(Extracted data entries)
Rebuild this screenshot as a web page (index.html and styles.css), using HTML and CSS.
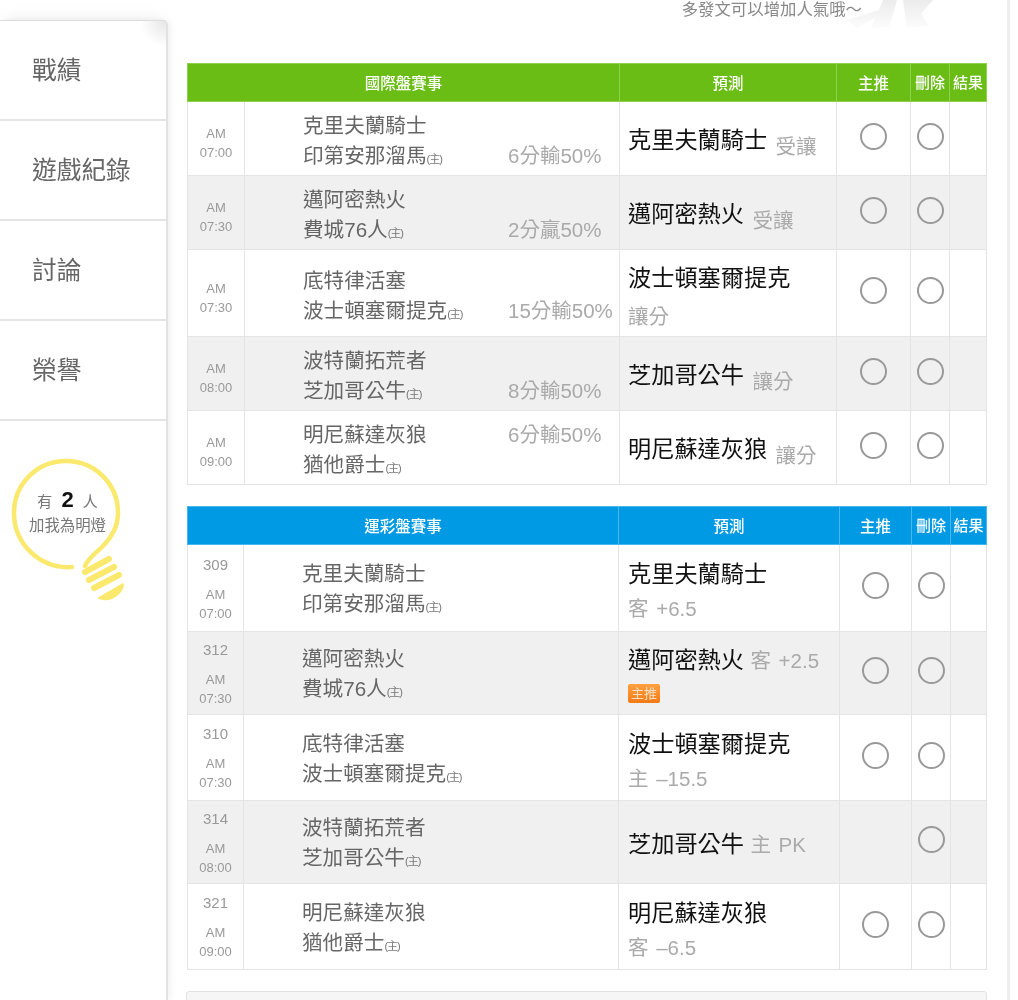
FILE: index.html
```html
<!DOCTYPE html>
<html lang="zh-Hant">
<head>
<meta charset="utf-8">
<title>賽事預測</title>
<link rel="stylesheet" href="styles.css">
</head>
<body>
<div class="page">
  <aside class="side">
    <nav class="menu">
      <a class="item">戰績</a>
      <a class="item">遊戲紀錄</a>
      <a class="item">討論</a>
      <a class="item">榮譽</a>
    </nav>
    <div class="bulb">
      <svg class="bulb-svg" width="130" height="160" viewBox="0 0 130 160" aria-hidden="true">
        <path d="M72 123 C 40 125 14 100 14 69 C 14 40 37 17 66 17 C 95 17 118 40 118 69 C 118 84 111 94 102 103 C 96 109 89 113 85 122" fill="none" stroke="#fbe96e" stroke-width="4.5" stroke-linecap="round"/>
        <g fill="none" stroke="#fbe96e" stroke-width="6" stroke-linecap="round">
          <path d="M85 128 L109 115"/>
          <path d="M89 136 L114 123"/>
          <path d="M94 144 L119 131"/>
        </g>
        <path d="M99 154 L123 140 C 123 148 112 157 103 155 Z" fill="#fbe96e" stroke="#fbe96e" stroke-width="2" stroke-linejoin="round"/>
      </svg>
      <p class="bulb-count"><span>有</span><b>2</b><span>人</span></p>
      <p class="bulb-label">加我為明燈</p>
    </div>
  </aside>

  <main class="main">
    <div class="note">
      <svg class="mark" width="100" height="32" viewBox="0 0 100 32" aria-hidden="true">
        <defs><linearGradient id="fade" x1="0" y1="0" x2="0" y2="1"><stop offset="0" stop-color="#ececec"/><stop offset="1" stop-color="#fcfcfc"/></linearGradient></defs>
        <path d="M2 20 L34 10 L30 18 L12 28 Z M38 0 L52 0 L44 28 L26 28 Z M58 0 L88 0 L76 14 L84 26 L62 28 Z" fill="url(#fade)"/>
      </svg>
      <span class="note-text">多發文可以增加人氣哦～</span>
    </div>

    <table class="games green">
      <colgroup><col class="c1"><col class="c2"><col class="c3"><col class="c4"><col class="c5"><col class="c6"></colgroup>
      <thead><tr><th colspan="2">國際盤賽事</th><th>預測</th><th>主推</th><th>刪除</th><th>結果</th></tr></thead>
      <tbody>
        <tr class="h74">
          <td class="time"><span>AM</span><span>07:00</span></td>
          <td class="teams"><div class="line"><span class="name">克里夫蘭騎士</span></div><div class="line"><span class="name">印第安那溜馬<small>(主)</small></span><span class="odds">6分輸50%</span></div></td>
          <td class="pick"><b>克里夫蘭騎士</b> <em class="low">受讓</em></td>
          <td class="mark-cell"><i class="radio"></i></td><td class="mark-cell"><i class="radio"></i></td><td></td>
        </tr>
        <tr class="h74 alt">
          <td class="time"><span>AM</span><span>07:30</span></td>
          <td class="teams"><div class="line"><span class="name">邁阿密熱火</span></div><div class="line"><span class="name">費城76人<small>(主)</small></span><span class="odds">2分贏50%</span></div></td>
          <td class="pick"><b>邁阿密熱火</b> <em class="low">受讓</em></td>
          <td class="mark-cell"><i class="radio"></i></td><td class="mark-cell"><i class="radio"></i></td><td></td>
        </tr>
        <tr class="h87">
          <td class="time"><span>AM</span><span>07:30</span></td>
          <td class="teams"><div class="line"><span class="name">底特律活塞</span></div><div class="line"><span class="name">波士頓塞爾提克<small>(主)</small></span><span class="odds">15分輸50%</span></div></td>
          <td class="pick wrapped"><b>波士頓塞爾提克</b> <em>讓分</em></td>
          <td class="mark-cell"><i class="radio"></i></td><td class="mark-cell"><i class="radio"></i></td><td></td>
        </tr>
        <tr class="h74 alt">
          <td class="time"><span>AM</span><span>08:00</span></td>
          <td class="teams"><div class="line"><span class="name">波特蘭拓荒者</span></div><div class="line"><span class="name">芝加哥公牛<small>(主)</small></span><span class="odds">8分輸50%</span></div></td>
          <td class="pick"><b>芝加哥公牛</b> <em class="low">讓分</em></td>
          <td class="mark-cell"><i class="radio"></i></td><td class="mark-cell"><i class="radio"></i></td><td></td>
        </tr>
        <tr class="h74">
          <td class="time"><span>AM</span><span>09:00</span></td>
          <td class="teams"><div class="line"><span class="name">明尼蘇達灰狼</span><span class="odds">6分輸50%</span></div><div class="line"><span class="name">猶他爵士<small>(主)</small></span></div></td>
          <td class="pick"><b>明尼蘇達灰狼</b> <em class="low">讓分</em></td>
          <td class="mark-cell"><i class="radio"></i></td><td class="mark-cell"><i class="radio"></i></td><td></td>
        </tr>
      </tbody>
    </table>

    <table class="games blue">
      <colgroup><col class="c1b"><col class="c2"><col class="c3b"><col class="c4b"><col class="c5"><col class="c6b"></colgroup>
      <thead><tr><th colspan="2">運彩盤賽事</th><th>預測</th><th>主推</th><th>刪除</th><th>結果</th></tr></thead>
      <tbody>
        <tr class="h87">
          <td class="time"><strong>309</strong><span>AM</span><span>07:00</span></td>
          <td class="teams"><div class="line"><span class="name">克里夫蘭騎士</span></div><div class="line"><span class="name">印第安那溜馬<small>(主)</small></span></div></td>
          <td class="pick"><b>克里夫蘭騎士</b> <em>客 +6.5</em></td>
          <td class="mark-cell"><i class="radio"></i></td><td class="mark-cell"><i class="radio"></i></td><td></td>
        </tr>
        <tr class="h83 alt">
          <td class="time"><strong>312</strong><span>AM</span><span>07:30</span></td>
          <td class="teams"><div class="line"><span class="name">邁阿密熱火</span></div><div class="line"><span class="name">費城76人<small>(主)</small></span></div></td>
          <td class="pick with-badge"><b>邁阿密熱火</b> <em>客 +2.5</em><div class="badge-row"><span class="badge">主推</span></div></td>
          <td class="mark-cell"><i class="radio"></i></td><td class="mark-cell"><i class="radio"></i></td><td></td>
        </tr>
        <tr class="h86">
          <td class="time"><strong>310</strong><span>AM</span><span>07:30</span></td>
          <td class="teams"><div class="line"><span class="name">底特律活塞</span></div><div class="line"><span class="name">波士頓塞爾提克<small>(主)</small></span></div></td>
          <td class="pick"><b>波士頓塞爾提克</b> <em>主 –15.5</em></td>
          <td class="mark-cell"><i class="radio"></i></td><td class="mark-cell"><i class="radio"></i></td><td></td>
        </tr>
        <tr class="h83 alt">
          <td class="time"><strong>314</strong><span>AM</span><span>08:00</span></td>
          <td class="teams"><div class="line"><span class="name">波特蘭拓荒者</span></div><div class="line"><span class="name">芝加哥公牛<small>(主)</small></span></div></td>
          <td class="pick"><b>芝加哥公牛</b> <em>主 PK</em></td>
          <td class="mark-cell"></td><td class="mark-cell"><i class="radio"></i></td><td></td>
        </tr>
        <tr class="h86">
          <td class="time"><strong>321</strong><span>AM</span><span>09:00</span></td>
          <td class="teams"><div class="line"><span class="name">明尼蘇達灰狼</span></div><div class="line"><span class="name">猶他爵士<small>(主)</small></span></div></td>
          <td class="pick"><b>明尼蘇達灰狼</b> <em>客 –6.5</em></td>
          <td class="mark-cell"><i class="radio"></i></td><td class="mark-cell"><i class="radio"></i></td><td></td>
        </tr>
      </tbody>
    </table>

    <div class="next-box"></div>
  </main>

  <div class="edge"></div>
</div>
</body>
</html>
```
FILE: styles.css
```css
* { box-sizing: border-box; }
html, body { margin: 0; height: 1000px; overflow: hidden; background: #fff; }
body { font-family: "Liberation Sans", "Noto Sans CJK TC", sans-serif; color: #666; }

.page { display: flex; height: 1000px; overflow: hidden; filter: blur(0.35px); }

/* sidebar */
.side {
  flex: 0 0 168px;
  margin-top: 20px;
  background: #fff;
  border-top: 1px solid #ddd;
  border-right: 2px solid #e2e2e2;
  border-top-right-radius: 5px;
  box-shadow: 0 -8px 14px -6px rgba(0,0,0,.07), 3px 0 6px rgba(0,0,0,.05);
  background-image: radial-gradient(circle at 100% 0, #e6e6e6 0, #fff 26px);
}
.menu { display: flex; flex-direction: column; }
.item {
  display: flex;
  align-items: center;
  height: 100px;
  padding: 0 0 5px 32px;
  border-bottom: 2px solid #e4e4e4;
  font-size: 24.7px;
  color: #666;
}
.bulb { position: relative; height: 180px; padding-top: 67px; text-align: center; width: 135px; }
.bulb-svg { position: absolute; left: 0; top: 23px; }
.bulb-count, .bulb-label { position: relative; margin: 0; color: #777; }
.bulb-count { display: flex; justify-content: center; align-items: center; gap: 9px; height: 24px; font-size: 15px; }
.bulb-count b { font-size: 22px; color: #111; }
.bulb-label { margin-top: 2px; font-size: 15.4px; line-height: 24px; }

/* main */
.main { flex: 0 0 auto; width: 820px; padding-left: 19px; }
.note { position: relative; height: 63px; width: 799px; padding-right: 124px; text-align: right; font-size: 16.4px; line-height: 18px; color: #888; }
.note-text { position: relative; }
.mark { position: absolute; left: 658px; top: 0; }

.games { width: 799px; table-layout: fixed; border-collapse: collapse; margin-bottom: 21px; }
.c1 { width: 57px; } .c2 { width: 375px; } .c3 { width: 217px; } .c4 { width: 74px; } .c5 { width: 39px; } .c6 { width: 37px; }
.c1b { width: 56px; } .c3b { width: 221px; } .c4b { width: 72px; } .c6b { width: 36px; }

.games th { height: 38px; padding: 0 0 2px; font-size: 15.5px; font-weight: 500; color: #fff; white-space: nowrap; }
.green th { background: #69bd14; border: 1px solid #8fd04c; }
.blue th { background: #0099e3; border: 1px solid #48b7ef; }
.games th:last-child, .games th:nth-last-child(2) { font-size: 15px; letter-spacing: 0; }
.games td { border: 1px solid #e4e4e4; padding: 0; }
.alt td { background: #f0f0f0; }
.h74 { height: 74px; } .h83 { height: 83px; } .h86 { height: 86px; } .h87 { height: 87px; }

.time { text-align: center; font-size: 13px; line-height: 19px; color: #999; }
.green .time { padding-top: 9px; }
.blue .time { padding-top: 1px; }
.time span { display: block; }
.time strong { display: block; margin-bottom: 10px; font-size: 15px; font-weight: 400; line-height: 20px; }

.games .teams { padding-left: 58px; font-size: 20.6px; line-height: 30px; color: #666; }
.green .teams { padding-top: 8px; }
.blue .teams { padding-top: 5px; }
.line { display: flex; }
.name { flex: 0 0 205px; white-space: nowrap; }
.name small { font-size: 11px; color: #777; letter-spacing: -1px; }
.odds { font-size: 20.5px; color: #aaa; white-space: nowrap; }

.games .pick { padding: 4px 9px 0 8px; font-size: 23.2px; line-height: 39px; color: #222; }
.games .pick.wrapped { padding-top: 9px; line-height: 38px; }
.pick b { font-weight: 400; color: #111; }
.pick em { font-style: normal; font-size: 20.5px; word-spacing: 2px; color: #aaa; white-space: nowrap; }
.pick em.low { position: relative; top: 6px; margin-left: 2px; }
.blue .pick { line-height: 34px; }
.games.blue .pick { padding: 7px 9px 0; }
.games.blue .h83 .pick { padding-top: 4px; }
.games.blue .h83 .pick.with-badge { padding-top: 0; }
.badge-row { height: 24px; margin-top: 5px; line-height: 20px; margin-bottom: -4px; }
.badge {
  display: inline-block;
  padding: 0 3px;
  height: 19px;
  margin-top: 1px;
  line-height: 19px;
  font-size: 13px;
  color: #f8e0c8;
  background: linear-gradient(#ffa040, #f47a14);
  border-radius: 2px;
  vertical-align: top;
}

.mark-cell { text-align: center; line-height: 0; }
.radio { display: inline-block; width: 27px; height: 27px; margin-bottom: 5px; border: 2px solid #999; border-radius: 50%; background: transparent; }

.next-box { height: 40px; width: 801px; margin-left: -1px; background: #f6f6f6; border: 1px solid #e2e2e2; border-radius: 3px; }

.edge { flex: 0 0 3px; margin-left: 19px; background: #eee; }
```
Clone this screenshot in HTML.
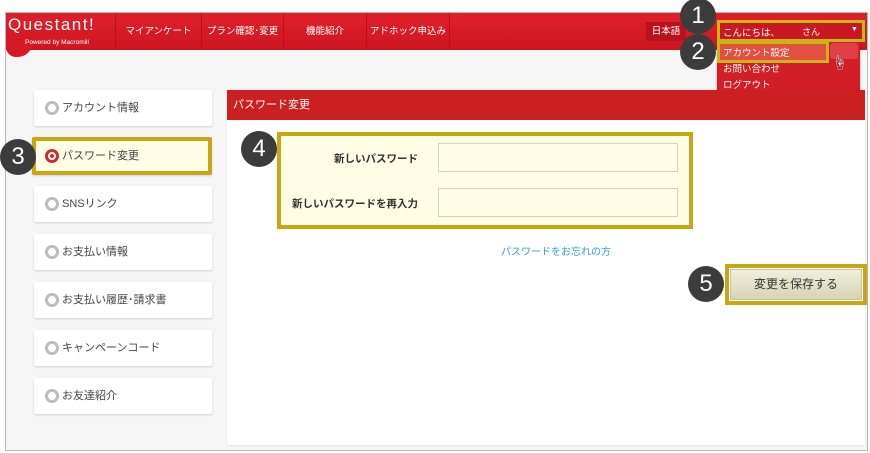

● **Task directions**
Copy each line in the data that holds the word "page".

● **Solved exercise**
Rebuild this screenshot as a web page (index.html and styles.css), using HTML and CSS.
<div class="page">
.page { display: flex; height: 1000px; overflow: hidden; filter: blur(0.35px); }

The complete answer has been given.